**Set exercise:** List each line of the data that holds the string "this".

**Entries supplied:**
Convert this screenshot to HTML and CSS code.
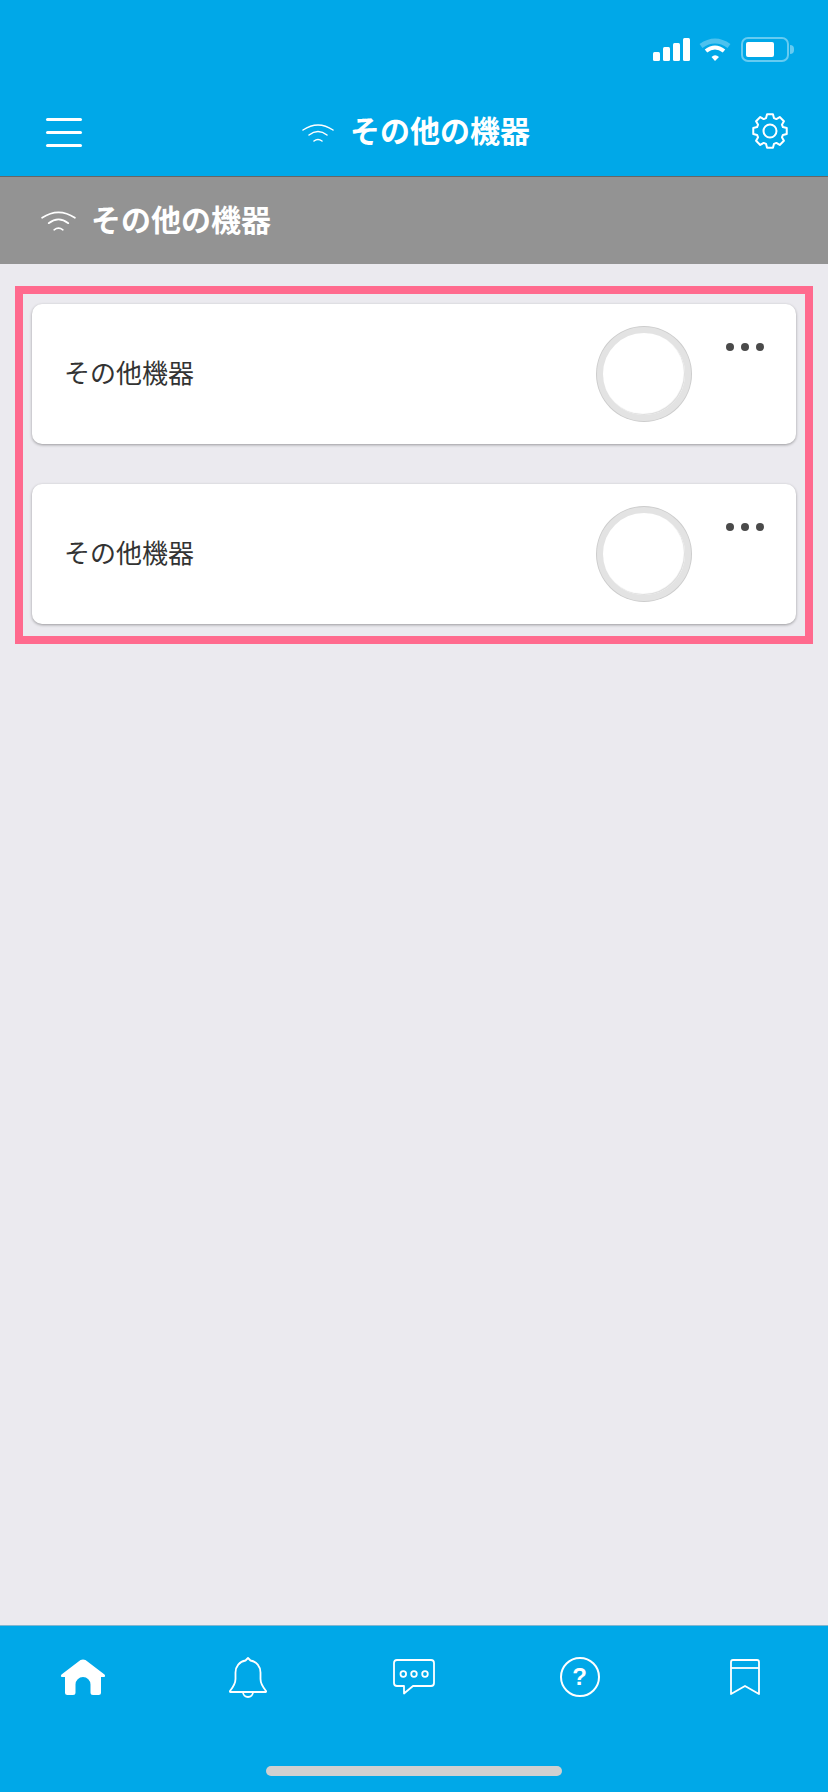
==
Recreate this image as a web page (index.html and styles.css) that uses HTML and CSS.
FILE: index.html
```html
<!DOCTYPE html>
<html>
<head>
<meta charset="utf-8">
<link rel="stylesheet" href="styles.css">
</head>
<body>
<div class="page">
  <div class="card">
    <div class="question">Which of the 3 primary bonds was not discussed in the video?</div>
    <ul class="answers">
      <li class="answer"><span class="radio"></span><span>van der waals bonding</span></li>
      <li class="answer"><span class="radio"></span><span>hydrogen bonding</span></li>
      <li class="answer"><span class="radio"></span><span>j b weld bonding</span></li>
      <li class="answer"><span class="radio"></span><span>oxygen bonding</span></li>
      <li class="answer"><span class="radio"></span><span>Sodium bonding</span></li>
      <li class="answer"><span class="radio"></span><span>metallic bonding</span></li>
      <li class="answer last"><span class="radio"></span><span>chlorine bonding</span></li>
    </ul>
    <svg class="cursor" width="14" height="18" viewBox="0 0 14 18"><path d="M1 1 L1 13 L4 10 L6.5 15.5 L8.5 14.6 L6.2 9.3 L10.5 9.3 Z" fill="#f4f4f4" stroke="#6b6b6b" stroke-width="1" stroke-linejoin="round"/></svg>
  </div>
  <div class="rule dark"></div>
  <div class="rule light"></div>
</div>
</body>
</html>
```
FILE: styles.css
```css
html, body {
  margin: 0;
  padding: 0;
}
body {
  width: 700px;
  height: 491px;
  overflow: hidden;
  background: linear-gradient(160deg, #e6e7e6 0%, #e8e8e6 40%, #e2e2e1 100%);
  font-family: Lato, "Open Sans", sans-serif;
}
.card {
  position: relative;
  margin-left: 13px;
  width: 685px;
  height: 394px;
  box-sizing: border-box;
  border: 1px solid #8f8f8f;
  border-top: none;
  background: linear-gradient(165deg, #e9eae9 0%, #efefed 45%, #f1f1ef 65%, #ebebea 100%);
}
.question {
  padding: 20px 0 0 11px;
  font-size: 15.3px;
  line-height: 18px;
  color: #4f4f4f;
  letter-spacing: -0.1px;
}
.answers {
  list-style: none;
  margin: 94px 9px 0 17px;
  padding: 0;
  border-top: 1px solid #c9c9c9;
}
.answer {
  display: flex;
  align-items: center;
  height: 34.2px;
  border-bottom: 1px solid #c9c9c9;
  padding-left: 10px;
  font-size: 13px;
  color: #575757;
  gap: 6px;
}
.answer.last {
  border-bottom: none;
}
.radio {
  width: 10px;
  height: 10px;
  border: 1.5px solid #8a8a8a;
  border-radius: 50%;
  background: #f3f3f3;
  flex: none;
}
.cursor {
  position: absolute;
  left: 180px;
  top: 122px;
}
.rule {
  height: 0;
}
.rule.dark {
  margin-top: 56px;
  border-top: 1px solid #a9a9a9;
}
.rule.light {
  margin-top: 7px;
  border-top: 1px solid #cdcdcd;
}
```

**Task answer:**
Convert this screenshot to HTML and CSS code.
Recreate this image as a web page (index.html and styles.css) that uses HTML and CSS.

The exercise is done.